Les grands enjeux auxquels je m’intéresse, avec mon point de vue de politiste et de sociologue, touchent au fait qu’une partie de l’évolution de nos systèmes démocratiques se joue dans l’interaction avec le lieu et l’espace. De plus en plus on voit que la démocratie représentative pose problème, qu’elle ne réussit pas à incarner. A travers les AMAP[3] et les associations par exemple, un autre type de démocratie plus locale, de moins en moins reliée au pouvoir, est en train d’émerger.
Un autre enjeu sur lequel je travaille actuellement c’est la manière dont la jeunesse, particulièrement celle qui ne vit pas en ville, conçoit son rapport à l’espace et à la politique. On a parfois l’impression qu’en dehors de la ville il n’y a plus de lien social, ni en ville d’ailleurs. Evidemment derrière cela se jouent des questions d’inégalités car certains groupes arrivent à se faire entendre plus que d’autres : c’est l’éternelle question de qui gouverne à New Haven[4].
Quel est le rôle du chercheur selon vous ?
Le rôle du chercheur, c’est en premier lieu de faire de la science : essayer de comprendre le monde qui l’entoure et apporter une pierre à la connaissance. Objectivement, on est dans un monde où les sciences sociales, qu’elles le veuillent ou non, deviennent des acteurs du débat public car les résultats des recherches parlent à la société et au monde politique et même clashent avec des prêts-à-penser du débat médiatique. En tant qu’enseignant-chercheur, ma responsabilité est aussi de transmettre et d’apporter quelque chose à la société : cela passe par la production scientifique mais aussi par les cours. C’est essentiel car on est face à des étudiants qui auront plus tard des responsabilités, et qui ont besoin d’apprendre le sens critique ; il faut donc les inciter à avoir une démarche réflexive à l’égard de leur propre travail.
Quels sont vos projets de recherche actuels et à venir ?
En ce moment, je travaille à dessiner une enquête avec entre autres chercheurs Gilles Pinson, Viviane le Hay et Camille Bedock[5]. L’objectif est d’avoir une enquête parallèle sur quatre "jeunesses" de 18 à 39 ans, localisées dans différentes zones : le rural, le péri-urbain, les zones urbaines sensibles et les villes-centres. On cherchera à comprendre dans quelle mesure les effets de lieux influencent une génération dans son rapport à la politique et à l’espace, dans ses valeurs, notamment sur le vote Front National.

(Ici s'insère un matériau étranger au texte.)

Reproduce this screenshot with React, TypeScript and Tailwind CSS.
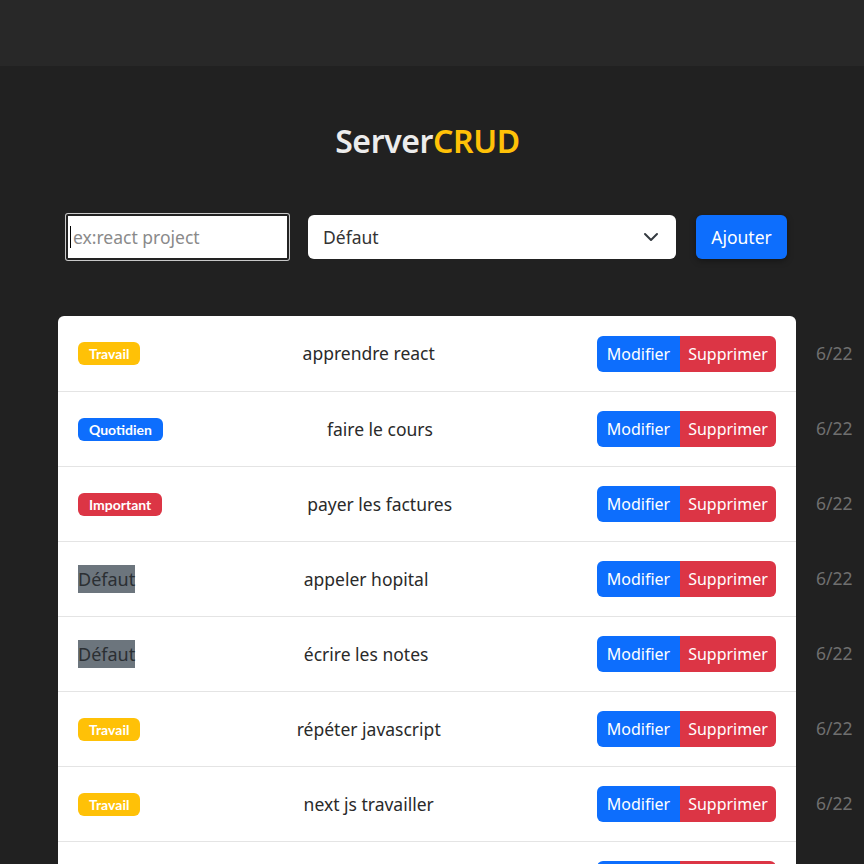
import React from "react";

type Item = { cat: string; text: string };

const items: Item[] = [
  { cat: "Travail", text: "apprendre react" },
  { cat: "Quotidien", text: "faire le cours" },
  { cat: "Important", text: "payer les factures" },
  { cat: "Défaut", text: "appeler hopital" },
  { cat: "Défaut", text: "écrire les notes" },
  { cat: "Travail", text: "répéter javascript" },
  { cat: "Travail", text: "next js travailler" },
];

function Badge({ cat }: { cat: string }) {
  if (cat === "Défaut") {
    return (
      <span className="bg-[#6c757d] text-[#2b2f33] text-[18px] leading-[28px] h-[28px] inline-block">
        Défaut
      </span>
    );
  }
  const cls =
    cat === "Travail"
      ? "bg-[#ffc107]"
      : cat === "Quotidien"
      ? "bg-[#0d6efd]"
      : "bg-[#dc3545]";
  return (
    <span
      className={`${cls} text-white font-bold text-[14px] h-[23px] px-[11px] rounded-[6px] inline-flex items-center`}
      style={{ fontFamily: "Lato, sans-serif" }}
    >
      {cat}
    </span>
  );
}

function Actions({ empty }: { empty?: boolean }) {
  return (
    <div className="flex h-[36px] rounded-[6px] overflow-hidden text-[16px] text-white">
      <button className="bg-[#0d6efd] w-[83px]">{empty ? "" : "Modifier"}</button>
      <button className="bg-[#dc3545] w-[96px]">{empty ? "" : "Supprimer"}</button>
    </div>
  );
}

export default function App() {
  return (
    <div
      className="w-[864px] h-[864px] overflow-hidden bg-[#212121]"
      style={{ fontFamily: "'Noto Sans', 'Open Sans', sans-serif" }}
    >
      <div className="h-[66px] bg-[#282828]" />
      <h1 className="mt-[53px] pr-[9px] text-center text-[32px] font-semibold leading-[44px] tracking-[-0.4px]">
        <span className="text-[#ececec]">Server</span>
        <span className="text-[#ffc107]">CRUD</span>
      </h1>

      <div className="mt-[51px] ml-[66px] flex items-center">
        <div className="w-[223px] h-[46px] bg-white rounded-[2px] border-2 border-[#222] ring-1 ring-[#c8c8c8] flex items-center pl-[2px]">
          <span className="w-[1px] h-[22px] bg-black" />
          <input
            className="ml-[2px] outline-none text-[17.5px] w-full bg-transparent placeholder:text-[#8a8a8a] text-black"
            placeholder="ex:react project"
          />
        </div>
        <div className="ml-[19px] w-[368px] h-[44px] bg-white rounded-[6px] flex items-center justify-between pl-[15px] pr-[17px] text-[17.5px] text-[#333]">
          <span>Défaut</span>
          <svg width="16" height="16" viewBox="0 0 16 16" fill="none" stroke="#343a40" strokeWidth="2" strokeLinecap="round" strokeLinejoin="round">
            <path d="M2 5l6 6 6-6" />
          </svg>
        </div>
        <button className="ml-[20px] w-[91px] h-[44px] bg-[#0d6efd] rounded-[6px] text-white text-[17.5px] shadow-[0_2px_6px_rgba(0,0,0,0.35)]">
          Ajouter
        </button>
      </div>

      <div className="mt-[56px] ml-[58px] flex flex-col">
        {items.map((it, i) => (
          <div key={i} className="flex items-center">
            <div
              className={`w-[738px] h-[75px] bg-white flex items-center justify-between pl-[20px] pr-[20px] border-[#e4e4e4] ${
                i === 0 ? "rounded-t-[6px]" : "border-t"
              }`}
            >
              <Badge cat={it.cat} />
              <span className="text-[17.5px] text-[#2a2a2a]">{it.text}</span>
              <Actions />
            </div>
            <span className="ml-[20px] text-[17.5px] text-[#6f6f6f]">6/22</span>
          </div>
        ))}
        <div className="flex items-center">
          <div className="w-[738px] h-[75px] bg-white flex items-center justify-end pr-[20px] border-t border-[#e4e4e4]">
            <Actions empty />
          </div>
        </div>
      </div>
    </div>
  );
}
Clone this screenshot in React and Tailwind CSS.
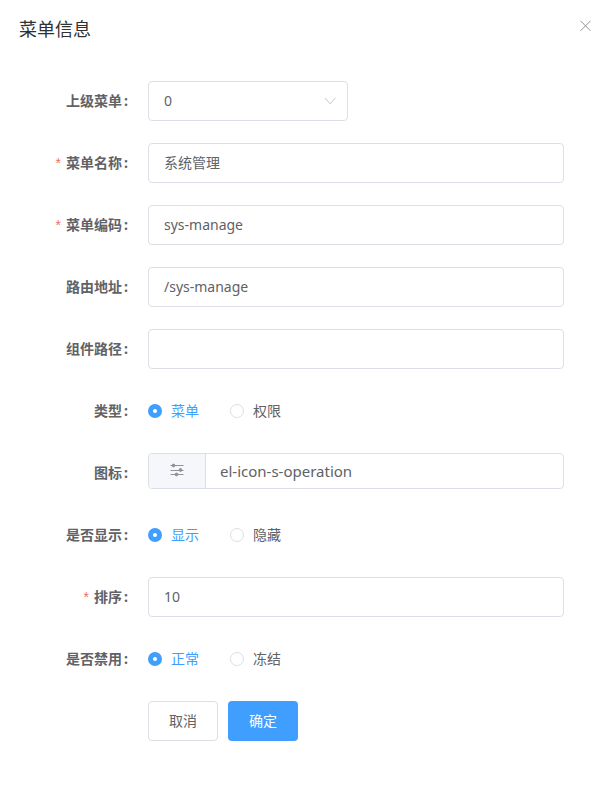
const font = { fontFamily: '"Noto Sans", "Noto Sans CJK SC", sans-serif' };

function Row({ label, required, children }) {
  return (
    <div className="flex mb-[22px]">
      <label className="w-[128px] h-10 shrink-0 flex items-center justify-end text-sm font-bold text-[#606266]">
        {required && <span className="text-[#f56c6c] mr-[5px] font-normal font-['Liberation_Sans']">*</span>}
        {label}
        <span className="ml-0.5">:</span>
      </label>
      <div className="ml-5 flex-1 min-w-0">{children}</div>
    </div>
  );
}

function TextBox({ value }) {
  return (
    <div className="h-10 border border-[#dcdfe6] rounded px-[15px] flex items-center text-sm text-[#606266] bg-white">
      {value}
    </div>
  );
}

function Radio({ label, checked }) {
  return (
    <div className="flex items-center mr-[31px]">
      {checked ? (
        <span className="w-[14px] h-[14px] rounded-full bg-[#409eff] flex items-center justify-center">
          <span className="w-1 h-1 rounded-full bg-white" />
        </span>
      ) : (
        <span className="w-[14px] h-[14px] rounded-full border border-[#dcdfe6] bg-white" />
      )}
      <span className={"pl-[9px] text-sm " + (checked ? "text-[#409eff]" : "text-[#606266]")}>{label}</span>
    </div>
  );
}

function Radios({ a, b }) {
  return (
    <div className="h-10 flex items-center">
      <Radio label={a} checked />
      <Radio label={b} />
    </div>
  );
}

export default function App() {
  return (
    <div className="w-[612px] h-[792px] bg-white relative overflow-hidden" style={font}>
      <div className="px-5 pt-[17px] h-[81px] text-lg leading-6 text-[#303133] -ml-px">菜单信息</div>
      <button className="absolute left-[580px] top-[20px] w-[11px] h-[11px] text-[#909399]" aria-label="close">
        <svg viewBox="0 0 11 11" width="11" height="11" fill="none" stroke="currentColor" strokeWidth="1">
          <path d="M0.5 0.8L10.5 10.8M10.5 0.8L0.5 10.8" />
        </svg>
      </button>
      <div className="pr-[48px]">
        <Row label="上级菜单">
          <div className="relative w-[200px] h-10 border border-[#dcdfe6] rounded px-[15px] flex items-center text-sm text-[#606266]">
            0
            <svg className="absolute right-[11px] top-[15px]" width="12" height="8" viewBox="0 0 12 8" fill="none" stroke="#c0c4cc" strokeWidth="1">
              <path d="M1 1L6.2 6.8L11.4 1" />
            </svg>
          </div>
        </Row>
        <Row label="菜单名称" required><TextBox value="系统管理" /></Row>
        <Row label="菜单编码" required><TextBox value="sys-manage" /></Row>
        <Row label="路由地址"><TextBox value="/sys-manage" /></Row>
        <Row label="组件路径"><TextBox value="" /></Row>
        <Row label="类型"><Radios a="菜单" b="权限" /></Row>
        <Row label="图标">
          <div className="h-9 flex border border-[#dcdfe6] rounded text-[15px] text-[#606266]">
            <div className="w-[57px] bg-[#f5f7fa] border-r border-[#dcdfe6] rounded-l flex items-center justify-center text-[#909399]">
              <svg className="-mt-[3px]" width="14" height="14" viewBox="0 0 14 14" fill="none" stroke="currentColor" strokeWidth="1">
                <path d="M0.5 2.5H13.5M0.5 7.5H13.5M0.5 11.5H13.5" />
                <circle cx="3.5" cy="2.5" r="1.4" fill="currentColor" />
                <circle cx="10.5" cy="7" r="1.4" fill="currentColor" />
                <circle cx="6.5" cy="11.5" r="1.4" fill="currentColor" />
              </svg>
            </div>
            <div className="px-[14px] flex items-center">el-icon-s-operation</div>
          </div>
        </Row>
        <Row label="是否显示"><Radios a="显示" b="隐藏" /></Row>
        <Row label="排序" required><TextBox value="10" /></Row>
        <Row label="是否禁用"><Radios a="正常" b="冻结" /></Row>
        <div className="flex pl-[148px] gap-[10px]">
          <button className="w-[70px] h-10 border border-[#dcdfe6] rounded bg-white text-sm text-[#606266]">取消</button>
          <button className="w-[70px] h-10 rounded bg-[#409eff] text-sm text-white">确定</button>
        </div>
      </div>
    </div>
  );
}
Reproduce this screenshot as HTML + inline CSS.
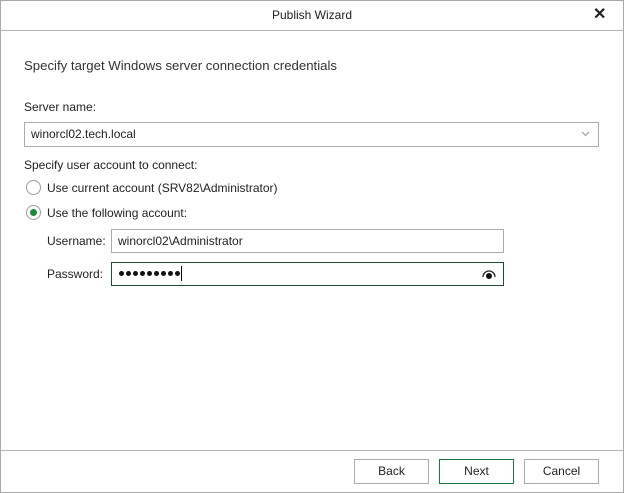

De plus, j’ai un projet avec Nonna Mayer, avec qui j’ai souvent travaillé sur des questions de racisme, de xénophobie et d’antisémitisme. Dans le cadre de la Commission Nationale Consultative des Droits de l’Homme à laquelle nous sommes associés, nous souhaitons mener une enquête localisée sur les rapports intercommunautaires au sein d’une ville. Si les rapports entre les minorités et la majorité sont bien étudiés, les recherches sur les relations inter-minorités sont moins approfondies. L’idée de cette enquête est donc de voir comment, à l’échelle d’une ville avec des communautés mélangées, naissent ou non des logiques de préjugés entre les différents groupes ou communautés.
Que représente pour vous le Forum urbain ?
Selon moi le Forum urbain répond à un vrai besoin : ce n’est pas pour rien que les étudiants sont attirés et qu’il y a une demande de la part de l’extérieur pour essayer de mieux comprendre les enjeux urbains. La capacité du Forum à rassembler praticiens, chercheurs et chercheuses d’univers différents et à les faire dialoguer permet d’avoir une vision plus complète de ces enjeux. De ce point de vue, c’est donc une structure essentielle qui permet de croiser les regards, d’autant plus qu’il existe des vraies dynamiques de recherche derrière.
Quels sont vos loisirs et vos passions en dehors de la recherche ?
J’aime aller au cinéma quand c’est possible, ce qui n’est pas toujours évident quand on a deux petites filles ! J’aime aussi aller à des concerts de rock, de ce point de vue-là Bordeaux est assez génial avec des salles accessibles et plutôt intimistes.
Concernant les lectures, pour me définir avec les termes de la sociologie de la culture, je dirais que je suis un omnivore car je lis de tout : polar, BD, science-fiction, et parfois ouvrages classiques…
Quelques travaux disponibles en ligne : |
[1] Diplôme d’études approfondies visant la préparation au doctorat, remplacé depuis 2005 par le master 2 recherche.
[2] Directrice de recherche émérite au CNRS, rattachée au Centre d’Études Européennes de Sciences Po.
[3] Associations pour le maintien d'une agriculture paysanne.
[4] Robert Dahl "Who governs?nbsp;Democracy and Power in an American City", New Haven, Yale University Press, 1961 ; dans cet ouvrage, Dahl défend la thèse d’un pluralisme où tous les groupes ne pèsent pas autant sur les politiques publiques.
[5] Membres ou associés du Centre Emile Durkheim.